WHAT IS ASKED. Determine how many lines contain the string "this", then reply with that figure only.

RECORDS FOR THE TASK.
◆ ◆ ◆

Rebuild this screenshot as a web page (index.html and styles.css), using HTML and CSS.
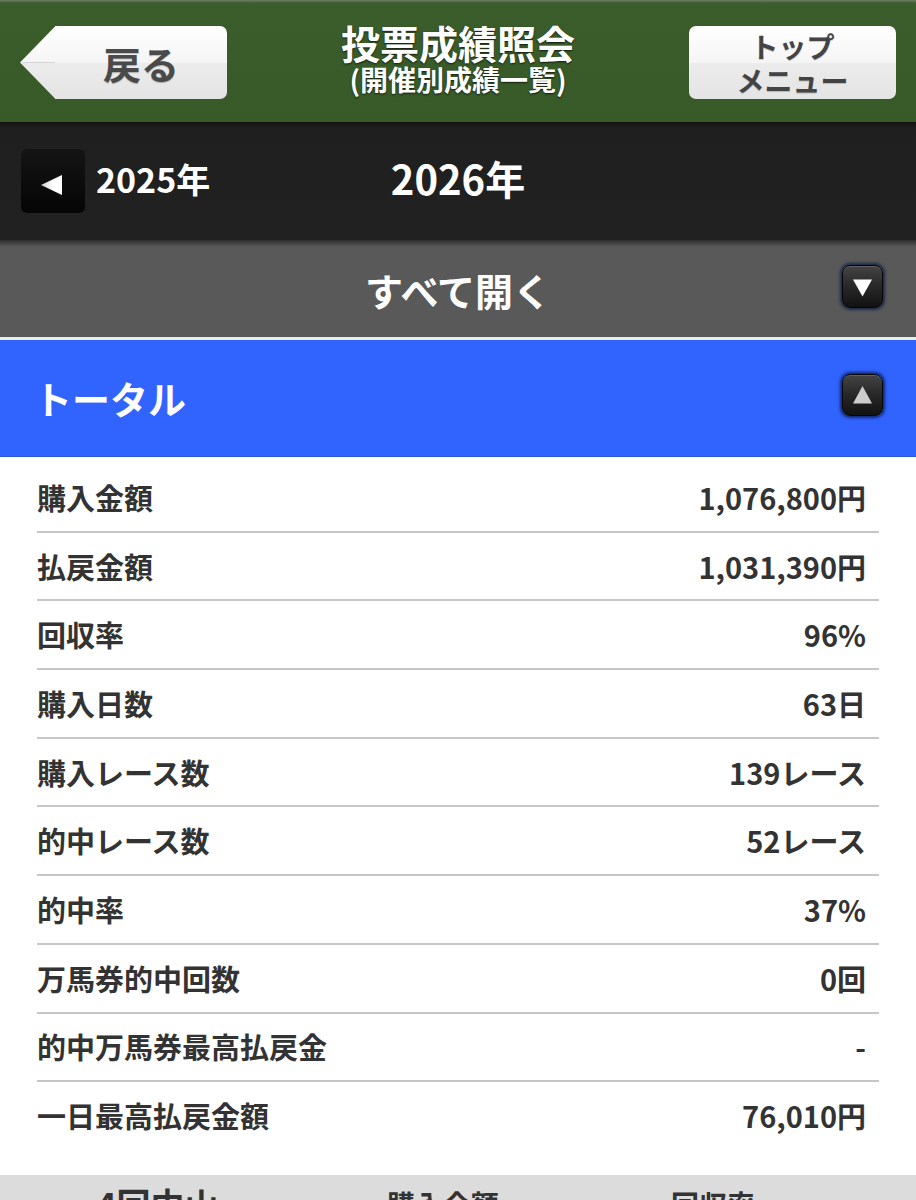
FILE: index.html
```html
<!DOCTYPE html>
<html lang="ja">
<head>
<meta charset="utf-8">
<title>投票成績照会</title>
<link rel="stylesheet" href="styles.css">
</head>
<body>
<header class="topbar">
  <a class="back-btn">
    <svg class="back-tip" width="35" height="73" viewBox="0 0 35 73">
      <defs>
        <linearGradient id="gloss" x1="0" y1="0" x2="0" y2="1">
          <stop offset="0" stop-color="#ffffff"/>
          <stop offset="0.5" stop-color="#f5f5f5"/>
          <stop offset="0.5" stop-color="#ececec"/>
          <stop offset="1" stop-color="#e4e4e4"/>
        </linearGradient>
      </defs>
      <polygon points="35.5,0 0,36.5 35.5,73" fill="url(#gloss)"/>
      <line x1="2" y1="36.5" x2="35" y2="36.5" stroke="#d4d4d4" stroke-width="1"/>
    </svg>
    <span class="back-body">戻る</span>
  </a>
  <div class="title">
    <div class="title-main">投票成績照会</div>
    <div class="title-sub">(開催別成績一覧)</div>
  </div>
  <a class="menu-btn"><span>トップ</span><span>メニュー</span></a>
</header>

<div class="yearbar">
  <div class="year-prev">
    <span class="prev-btn">
      <svg width="64" height="64" viewBox="0 0 64 64">
        <defs>
          <linearGradient id="triw" x1="0" y1="0" x2="1" y2="0">
            <stop offset="0" stop-color="#d0d0d0"/>
            <stop offset="0.6" stop-color="#ffffff"/>
            <stop offset="1" stop-color="#ffffff"/>
          </linearGradient>
        </defs>
        <polygon points="41,26 20,36 41,46" fill="url(#triw)"/>
      </svg>
    </span>
    <span class="year-prev-label">2025年</span>
  </div>
  <div class="year-current">2026年</div>
  <div class="year-next"></div>
</div>

<div class="expand-bar">
  <span class="expand-spacer"></span>
  <span class="expand-label">すべて開く</span>
  <span class="expand-toggle">
    <span class="toggle-btn">
      <svg width="41" height="43" viewBox="0 0 41 43">
        <polygon points="11,14.5 30,14.5 20.5,31.5" fill="#ffffff"/>
      </svg>
    </span>
  </span>
</div>

<div class="total-bar">
  <span class="total-label">トータル</span>
  <span class="toggle-btn toggle-up">
    <svg width="41" height="42" viewBox="0 0 41 42">
      <polygon points="11,29.5 30,29.5 20.5,12" fill="#cdcdcd"/>
    </svg>
  </span>
</div>

<dl class="stats">
  <div class="stat-row"><dt>購入金額</dt><dd>1,076,800円</dd></div>
  <div class="stat-row"><dt>払戻金額</dt><dd>1,031,390円</dd></div>
  <div class="stat-row"><dt>回収率</dt><dd>96%</dd></div>
  <div class="stat-row"><dt>購入日数</dt><dd>63日</dd></div>
  <div class="stat-row"><dt>購入レース数</dt><dd>139レース</dd></div>
  <div class="stat-row"><dt>的中レース数</dt><dd>52レース</dd></div>
  <div class="stat-row"><dt>的中率</dt><dd>37%</dd></div>
  <div class="stat-row"><dt>万馬券的中回数</dt><dd>0回</dd></div>
  <div class="stat-row"><dt>的中万馬券最高払戻金</dt><dd>-</dd></div>
  <div class="stat-row"><dt>一日最高払戻金額</dt><dd>76,010円</dd></div>
</dl>

<div class="meet-bar">
  <span class="meet-name">4回中山</span>
  <span class="meet-col">購入金額</span>
  <span class="meet-col">回収率</span>
  <span></span>
</div>
</body>
</html>
```

FILE: styles.css
```css
* { box-sizing: border-box; }

html, body {
  margin: 0;
  padding: 0;
  background: #ffffff;
}

body {
  width: 916px;
  font-family: "Noto Sans CJK JP", "Noto Sans", sans-serif;
  font-weight: 700;
  color: #333333;
}

a { text-decoration: none; }

/* ---------- header ---------- */
.topbar {
  height: 122px;
  display: flex;
  justify-content: space-between;
  align-items: flex-start;
  padding: 22px 20px 0;
  background: linear-gradient(#6e7d66 0, #3b5c2b 3px, #385a28 100%);
}

.back-btn {
  margin-top: 4px;
  display: flex;
  width: 207px;
  height: 73px;
}

.back-tip {
  display: block;
  flex: none;
}

.back-body {
  flex: 1;
  display: flex;
  align-items: center;
  justify-content: center;
  padding-top: 1px;
  border-radius: 0 7px 7px 0;
  background: linear-gradient(#ffffff 0, #f5f5f5 50%, #ececec 50%, #e4e4e4 100%);
  color: #4a4a4a;
  font-size: 38px;
  line-height: 1;
  text-shadow: 0 1px 1px rgba(0, 0, 0, 0.25);
}

.title {
  text-align: center;
  color: #ffffff;
  text-shadow: 0 1px 2px rgba(0, 0, 0, 0.7);
}

.title-main {
  font-size: 39px;
  line-height: 40px;
}

.title-sub {
  font-size: 28px;
  line-height: 34px;
}

.menu-btn {
  margin-top: 4px;
  width: 207px;
  height: 73px;
  display: flex;
  flex-direction: column;
  align-items: center;
  justify-content: center;
  border-radius: 7px;
  background: linear-gradient(#ffffff 0, #f5f5f5 50%, #ececec 50%, #e4e4e4 100%);
  color: #444444;
  font-size: 28px;
  line-height: 34px;
  text-shadow: 0 1px 1px rgba(0, 0, 0, 0.2);
}

/* ---------- year bar ---------- */
.yearbar {
  height: 118px;
  display: grid;
  grid-template-columns: 1fr auto 1fr;
  align-items: center;
  background: linear-gradient(#121212 0, #1f1f1f 6px, #212121 100%);
  color: #ffffff;
}

.year-prev {
  display: flex;
  align-items: center;
  gap: 11px;
  padding-left: 21px;
}

.prev-btn {
  display: block;
  width: 64px;
  height: 64px;
  border-radius: 6px;
  background: linear-gradient(#141414, #050505);
}

.prev-btn svg { display: block; }

.year-prev-label {
  font-size: 34px;
  line-height: 1;
  padding-bottom: 4px;
}

.year-current {
  font-size: 40px;
  line-height: 1;
  padding-bottom: 6px;
}

/* ---------- expand bar ---------- */
.expand-bar {
  height: 100px;
  display: grid;
  grid-template-columns: 1fr auto 1fr;
  align-items: center;
  background: linear-gradient(#2e2e2e 0, #595959 7px, #595959 100%);
  border-bottom: 3px solid #ececec;
  color: #ffffff;
}

.expand-label {
  font-size: 38px;
  line-height: 1;
  padding-top: 2px;
}

.expand-toggle {
  display: flex;
  justify-content: flex-end;
  padding-right: 33px;
  padding-bottom: 5px;
}

.toggle-btn {
  display: block;
  width: 41px;
  height: 43px;
  border-radius: 8px;
  background: linear-gradient(#444444 0, #2a2a2a 45%, #121212 100%);
  border: 1px solid #050505;
  box-shadow: 0 0 3px 2px rgba(16, 34, 70, 0.85), inset 0 1px 0 rgba(255, 255, 255, 0.15);
}

.toggle-btn svg { display: block; margin: -1px; }

/* ---------- total bar ---------- */
.total-bar {
  height: 117px;
  display: flex;
  justify-content: space-between;
  align-items: center;
  padding: 0 33px 0 34px;
  background: #3164fe;
  border-bottom: 1px solid #2c57d6;
  color: #ffffff;
}

.total-label {
  font-size: 38px;
  line-height: 1;
}

.toggle-up {
  height: 42px;
  margin-bottom: 6px;
  box-shadow: 0 0 3px 2px rgba(10, 30, 90, 0.85), inset 0 1px 0 rgba(255, 255, 255, 0.15);
}

/* ---------- stats list ---------- */
.stats {
  margin: 0 37px;
  padding: 7px 0 26px;
}

.stat-row {
  height: 68.7px;
  display: flex;
  justify-content: space-between;
  align-items: center;
  border-bottom: 2px solid #c6c6c6;
}

.stat-row:last-child {
  height: 66.7px;
  border-bottom: none;
}

.stat-row dt,
.stat-row dd {
  margin: 0;
  font-size: 29px;
  line-height: 1;
  color: #333333;
}

.stat-row dd {
  padding-right: 13px;
}

/* ---------- next meeting bar ---------- */
.meet-bar {
  height: 70px;
  display: grid;
  grid-template-columns: 315px 256px 284px 1fr;
  align-items: start;
  padding-top: 12px;
  background: #dcdcdc;
  color: #333333;
}

.meet-name {
  text-align: center;
  font-size: 34px;
  line-height: 1;
}

.meet-col {
  text-align: center;
  font-size: 28px;
  line-height: 1;
  padding-top: 3px;
}
```
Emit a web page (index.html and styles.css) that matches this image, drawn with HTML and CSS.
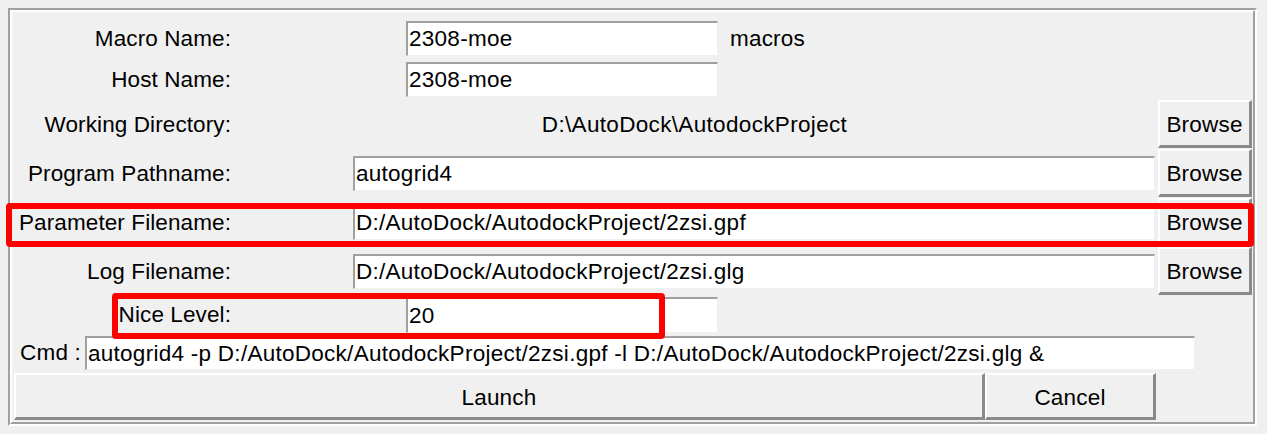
FILE: index.html
```html
<!DOCTYPE html>
<html>
<head>
<meta charset="utf-8">
<title>AutoGrid Launch</title>
<link rel="stylesheet" href="styles.css">
</head>
<body>
<div class="frame">
  <div class="frame-inner">
    <div class="row row-short">
      <div class="label">Macro Name:</div>
      <div class="cell">
        <div class="entry entry-small">2308-moe</div>
        <span class="suffix">macros</span>
      </div>
      <div></div>
    </div>
    <div class="row row-short">
      <div class="label">Host Name:</div>
      <div class="cell">
        <div class="entry entry-small">2308-moe</div>
      </div>
      <div></div>
    </div>
    <div class="row row-tall">
      <div class="label">Working Directory:</div>
      <div class="cell cell-center value">D:\AutoDock\AutodockProject</div>
      <button class="btn btn-browse">Browse</button>
    </div>
    <div class="row row-tall">
      <div class="label">Program Pathname:</div>
      <div class="cell">
        <div class="entry entry-wide">autogrid4</div>
      </div>
      <button class="btn btn-browse">Browse</button>
    </div>
    <div class="row row-tall">
      <div class="label">Parameter Filename:</div>
      <div class="cell">
        <div class="entry entry-wide">D:/AutoDock/AutodockProject/2zsi.gpf</div>
      </div>
      <button class="btn btn-browse">Browse</button>
    </div>
    <div class="row row-tall">
      <div class="label">Log Filename:</div>
      <div class="cell">
        <div class="entry entry-wide">D:/AutoDock/AutodockProject/2zsi.glg</div>
      </div>
      <button class="btn btn-browse">Browse</button>
    </div>
    <div class="row row-mid">
      <div class="label">Nice Level:</div>
      <div class="cell">
        <div class="entry entry-small entry-nice">20</div>
      </div>
      <div></div>
    </div>
    <div class="cmd-row">
      <span class="cmd-label">Cmd :</span>
      <div class="entry entry-cmd">autogrid4 -p D:/AutoDock/AutodockProject/2zsi.gpf -l D:/AutoDock/AutodockProject/2zsi.glg &amp;</div>
    </div>
    <div class="actions">
      <button class="btn btn-launch">Launch</button>
      <button class="btn btn-cancel">Cancel</button>
    </div>
  </div>
</div>
<div class="highlight highlight-param"></div>
<div class="highlight highlight-nice"></div>
</body>
</html>
```
FILE: styles.css
```css
* { box-sizing: border-box; }
html, body {
  margin: 0;
  padding: 0;
  background: #f0f0f0;
}
body {
  width: 1267px;
  height: 434px;
  position: relative;
  overflow: hidden;
  font-family: "Liberation Sans", Arial, sans-serif;
  font-size: 22.5px;
  color: #000;
}
.frame {
  margin: 8px 0 0 8px;
  width: 1249px;
  height: 418px;
  border: 2px solid;
  border-color: #a0a0a0 #ffffff #ffffff #a0a0a0;
}
.frame-inner {
  width: 100%;
  height: 100%;
  border: 2px solid;
  border-color: #ffffff #a0a0a0 #a0a0a0 #ffffff;
  padding-top: 6px;
}
.row {
  display: grid;
  grid-template-columns: 219px 927px 95px;
  align-items: center;
}
.row-short { height: 41px; }
.row-tall { height: 49px; }
.row-mid { height: 38px; }
.label {
  text-align: right;
  white-space: nowrap;
  letter-spacing: 0.1px;
}
.cell {
  display: flex;
  align-items: center;
  height: 100%;
}
.cell-center {
  justify-content: center;
}
.value {
  letter-spacing: 0.33px;
}
.entry {
  height: 35px;
  background: #fff;
  border-style: solid;
  border-width: 2px 1px 1px 2px;
  border-color: #a0a0a0 #f0f0f0 #f0f0f0 #a0a0a0;
  padding-left: 1px;
  display: flex;
  align-items: center;
  white-space: nowrap;
  overflow: hidden;
  letter-spacing: 0.27px;
}
.entry-small {
  margin-left: 175px;
  width: 312px;
}
.entry-nice {
  height: 36px;
}
.entry-wide {
  margin-left: 122px;
  width: 802px;
}
.suffix {
  margin-left: 12px;
  letter-spacing: 0.2px;
}
.btn {
  font-family: inherit;
  font-size: 22.5px;
  color: #000;
  background: #f0f0f0;
  border-style: solid;
  border-width: 2px 3px 3px 2px;
  border-color: #ffffff #8a8a8a #8a8a8a #ffffff;
  padding: 0;
  margin: 0;
  letter-spacing: 0.2px;
}
.btn-browse {
  width: 94px;
  height: 48px;
  align-self: start;
  padding-top: 2px;
}
.cmd-row {
  height: 38px;
  display: flex;
  align-items: center;
  padding-left: 8px;
}
.cmd-label {
  width: 65px;
  white-space: nowrap;
  letter-spacing: 0.2px;
}
.entry-cmd {
  width: 1110px;
  height: 34px;
}
.actions {
  display: flex;
  margin-top: 1px;
  padding-left: 2px;
}
.btn-launch {
  width: 971px;
  height: 47px;
  padding-top: 4px;
}
.btn-cancel {
  width: 171px;
  height: 47px;
  padding-top: 4px;
}
.highlight {
  position: absolute;
  border: 6px solid #ff0000;
  border-radius: 4px;
  pointer-events: none;
}
.highlight-param {
  left: 6px;
  top: 203px;
  width: 1248px;
  height: 44px;
}
.highlight-nice {
  left: 112px;
  top: 293px;
  width: 553px;
  height: 46px;
}
```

◆ ◆ ◆

EXERCISE RESPONSE. 2